* _DATASET ENTRIES_:
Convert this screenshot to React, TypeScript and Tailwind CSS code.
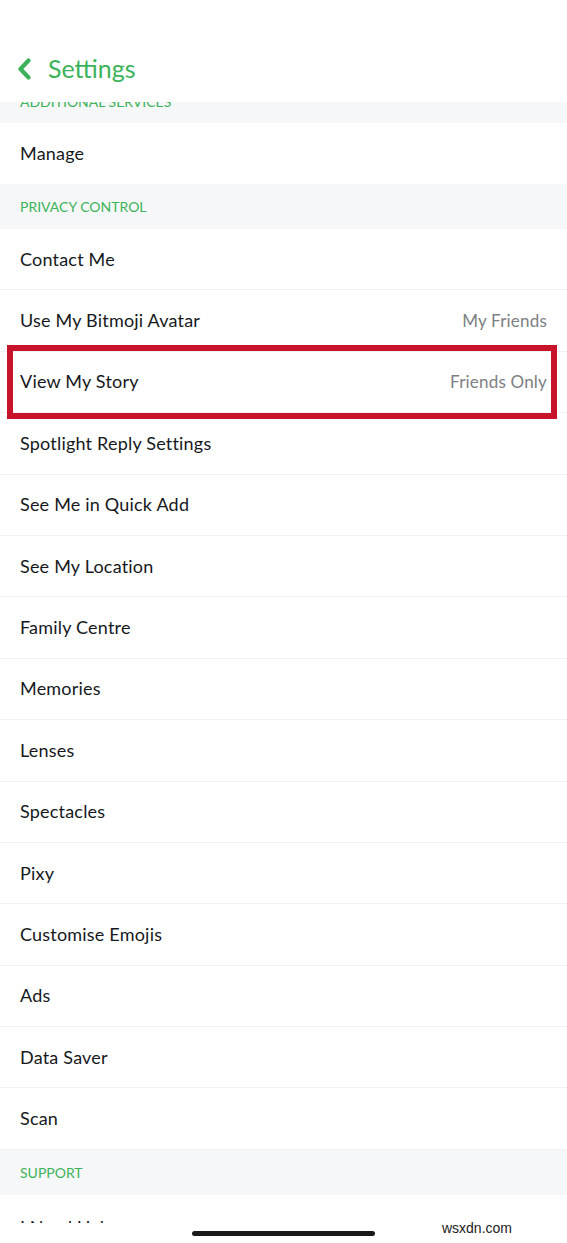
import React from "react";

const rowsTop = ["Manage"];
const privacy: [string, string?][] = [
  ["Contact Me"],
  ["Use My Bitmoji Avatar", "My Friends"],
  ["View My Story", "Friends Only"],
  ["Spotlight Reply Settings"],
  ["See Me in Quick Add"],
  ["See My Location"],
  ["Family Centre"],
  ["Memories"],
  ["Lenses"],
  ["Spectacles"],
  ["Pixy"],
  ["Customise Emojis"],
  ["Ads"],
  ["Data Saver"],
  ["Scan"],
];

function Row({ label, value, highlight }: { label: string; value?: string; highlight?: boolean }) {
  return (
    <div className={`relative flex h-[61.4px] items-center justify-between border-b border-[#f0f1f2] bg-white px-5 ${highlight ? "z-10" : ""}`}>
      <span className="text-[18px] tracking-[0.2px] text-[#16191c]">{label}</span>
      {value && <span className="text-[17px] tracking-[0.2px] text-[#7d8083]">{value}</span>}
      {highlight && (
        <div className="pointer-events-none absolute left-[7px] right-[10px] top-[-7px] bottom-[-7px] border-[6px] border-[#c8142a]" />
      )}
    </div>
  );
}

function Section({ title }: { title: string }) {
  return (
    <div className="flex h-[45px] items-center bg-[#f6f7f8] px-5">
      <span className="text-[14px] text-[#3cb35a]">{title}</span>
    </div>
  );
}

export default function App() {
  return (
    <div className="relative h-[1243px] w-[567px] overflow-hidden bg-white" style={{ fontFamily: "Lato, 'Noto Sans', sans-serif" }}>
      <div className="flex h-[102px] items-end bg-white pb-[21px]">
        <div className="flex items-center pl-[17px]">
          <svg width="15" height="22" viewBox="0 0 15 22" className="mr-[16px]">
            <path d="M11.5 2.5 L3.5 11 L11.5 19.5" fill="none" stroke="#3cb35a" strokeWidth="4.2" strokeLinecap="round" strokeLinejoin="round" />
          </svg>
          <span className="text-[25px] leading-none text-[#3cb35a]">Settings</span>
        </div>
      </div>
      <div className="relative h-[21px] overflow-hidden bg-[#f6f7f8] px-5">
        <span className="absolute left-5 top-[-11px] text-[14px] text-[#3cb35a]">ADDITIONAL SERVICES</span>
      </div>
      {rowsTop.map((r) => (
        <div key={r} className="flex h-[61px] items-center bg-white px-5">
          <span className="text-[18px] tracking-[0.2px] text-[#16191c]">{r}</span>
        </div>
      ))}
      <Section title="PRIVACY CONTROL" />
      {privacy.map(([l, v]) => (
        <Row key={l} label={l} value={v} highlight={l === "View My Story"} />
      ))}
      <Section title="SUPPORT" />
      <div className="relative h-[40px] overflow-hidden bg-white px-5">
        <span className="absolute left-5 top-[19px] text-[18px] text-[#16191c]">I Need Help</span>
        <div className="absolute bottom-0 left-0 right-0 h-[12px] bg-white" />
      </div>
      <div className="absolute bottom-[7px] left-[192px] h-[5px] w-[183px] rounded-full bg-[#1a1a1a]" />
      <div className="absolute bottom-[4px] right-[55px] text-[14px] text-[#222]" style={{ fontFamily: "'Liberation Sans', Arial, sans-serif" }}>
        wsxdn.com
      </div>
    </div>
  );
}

...

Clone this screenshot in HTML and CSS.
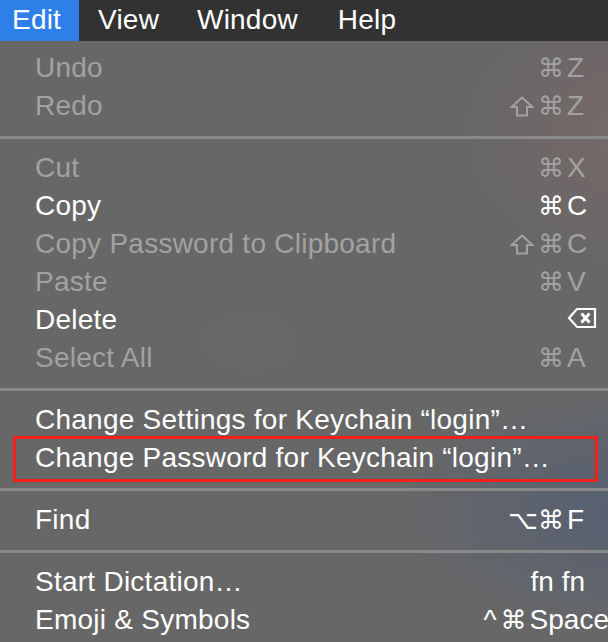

* _EXERCISE_:
Reproduce exactly the lines above starting at the line containing "Convert this screenshot" and ending at the line containing "import React from", including both, but not the pictures.

* _COMPLETE ANSWER_:
Convert this screenshot to React, TypeScript and Tailwind CSS code.
import React from "react";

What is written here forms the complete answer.